James's book follows the pattern of the others in the series by having six chapters entitled: Challenge, Explanation, Modelling, Practice, Feedback and Questioning. This may have been something of a constraint since the chapter called Explanation was really about other things rather than explanation (which plays a lesser role in MFL than some other subjects). James describes, for example, ways to practise phonics, vocabulary, communicative functions and exploit songs. He might have looked in more detail at the tension between clarity and completeness when explaining grammatical structures. In addition, I would like to have seen some acknowledgment of students' own "built-in syllabus" when it comes to grammar teaching - the fact that learners become ready to acquire new structures at different times and do not internalise items in the order they are taught (a point acknowledged by NCELP).

The final chapter about questions was sound on various aspects such as hands-down questioning and questioning in English about language use, but missed a trick, I thought, in not describing the craft of using the hierarchy of target language question types (often called "display questions") to generate repetitions of language patterns and vocabulary. This is what some teachers call "circling", where you use the full range of questions (yes/no, multi-choice, either/or, Q-word questions) on a piece of text or a picture sequence in an artificial way to recycle your target structures.

Each of the chapters contains useful advice, garnered from considerable personal experience, alongside other selected sources, often from writers associated with the "knowledge based curriculum" movement - writers such as Daisy Christodoulou, Daniel Willingham and Doug Lemov. James quotes from his own lessons, lessons he has observed or imagined, as well as blogs by teachers such as Gianfranco Conti, Jess Lund from Michaela Community School and even myself. The references to cognitive science are very light-touch with barely any detailed description of how working memory and long-term memory are thought to function. There is a slight sense here that the ideas from cognitive psychology have been carried over uncritically into the field of second language acquisition, although to be fair, and as I mentioned at the outset, James does make passing reference in Chapter 2 to the importance of implicit (unconscious) acquisition.

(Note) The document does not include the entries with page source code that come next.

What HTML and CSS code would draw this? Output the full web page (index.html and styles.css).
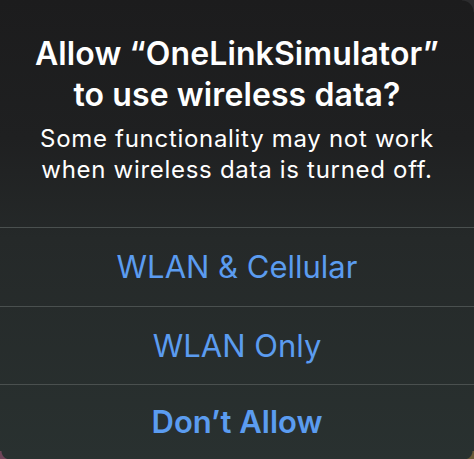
FILE: index.html
```html
<!DOCTYPE html>
<html>
<head>
<meta charset="utf-8">
<link rel="stylesheet" href="styles.css">
</head>
<body>
<div class="alert">
  <div class="header">
    <h1 class="title">Allow “OneLinkSimulator” to use wireless data?</h1>
    <p class="message">Some functionality may not work when wireless data is turned off.</p>
  </div>
  <div class="actions">
    <div class="action">WLAN &amp; Cellular</div>
    <div class="action">WLAN Only</div>
    <div class="action bold">Don’t Allow</div>
  </div>
  <span class="corner corner-tr"></span>
  <span class="corner corner-bl"></span>
  <span class="corner corner-br"></span>
</div>
</body>
</html>
```
FILE: styles.css
```css
html, body {
  margin: 0;
  padding: 0;
  background: #1c1c1e;
}
.alert {
  position: relative;
  width: 474px;
  height: 459px;
  overflow: hidden;
  background: linear-gradient(180deg, #1c1c1d 0%, #1f2021 30%, #252929 52%, #293130 100%);
  font-family: Inter, "Noto Sans", sans-serif;
  display: flex;
  flex-direction: column;
  -webkit-font-smoothing: antialiased;
}
.header {
  flex: 0 0 227px;
  height: 227px;
  box-sizing: border-box;
  padding: 33px 10px 0;
  text-align: center;
}
.title {
  margin: 0 auto;
  width: 420px;
  font-size: 32px;
  line-height: 41px;
  font-weight: 600;
  color: #ffffff;
  letter-spacing: 0.1px;
}
.message {
  margin: 8px auto 0;
  width: 440px;
  font-size: 24px;
  line-height: 31px;
  font-weight: 400;
  color: #ffffff;
  letter-spacing: 0.7px;
}
.actions {
  flex: 1 1 auto;
  display: flex;
  flex-direction: column;
}
.action {
  flex: 0 0 78.5px;
  box-sizing: border-box;
  border-top: 1px solid #4a504f;
  display: flex;
  align-items: center;
  justify-content: center;
  font-size: 31px;
  color: #5b9cf0;
}
.action.bold {
  flex: 1 1 auto;
  font-weight: 600;
  padding-bottom: 2px;
}
.corner {
  position: absolute;
  display: block;
}
.corner-tr {
  top: 0;
  right: 0;
  width: 12px;
  height: 12px;
  background: radial-gradient(circle at 0 100%, transparent 11px, #2c2c2e 12px);
}
.corner-bl {
  left: 0;
  bottom: 0;
  width: 10px;
  height: 8px;
  background: radial-gradient(circle at 100% 0, transparent 8px, #6e4458 9px);
}
.corner-br {
  right: 0;
  bottom: 0;
  width: 10px;
  height: 8px;
  background: radial-gradient(circle at 0 0, transparent 8px, #6b5a38 9px);
}
```
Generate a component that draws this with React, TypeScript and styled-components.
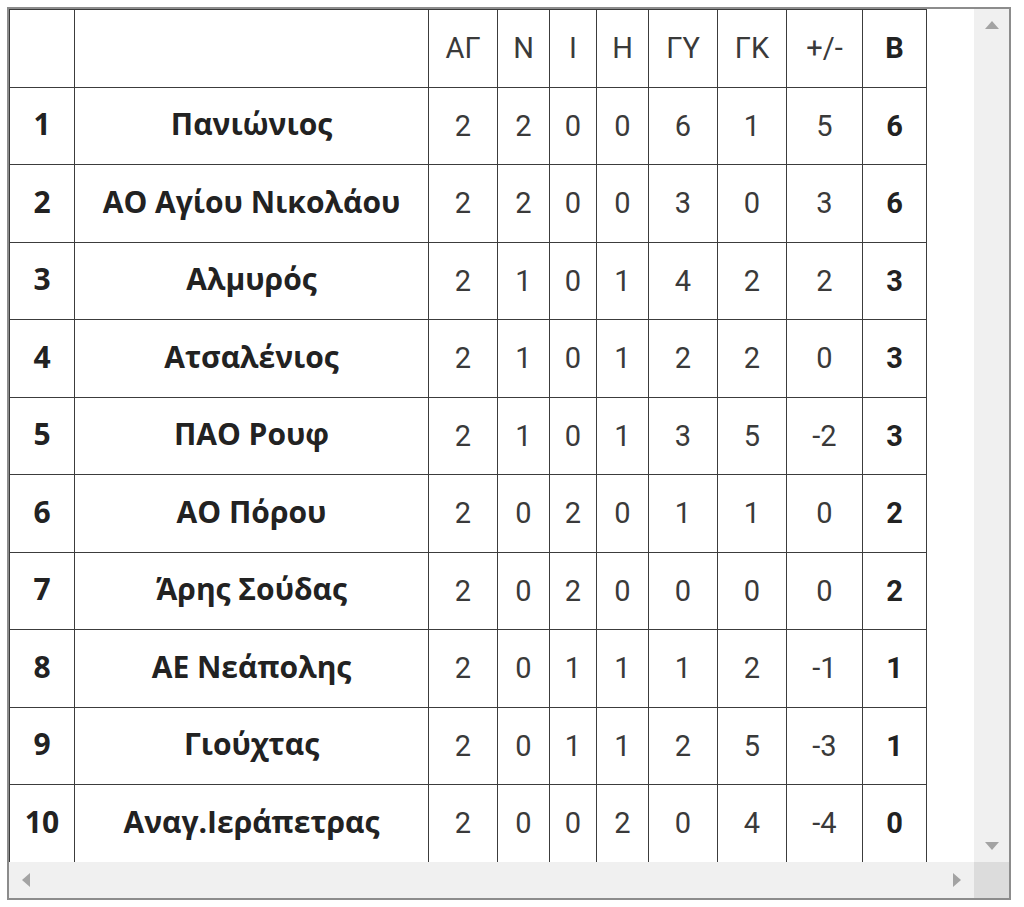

The book could have been more tightly edited here and there, I think. There is the odd error in the French examples used (e.g. "plusieures usines" and the dubious use of "il fait du soleil"), but overall the book is clear, readable and very accessible for language teachers. It would best suit newcomers to the profession, in my view, as long as they combine it with other readings. So all in all, I congratulate James on producing this volume and would recommend the book for the many useful pieces of wisdom it contains, but with the caveat that it is selective and very much "of its time".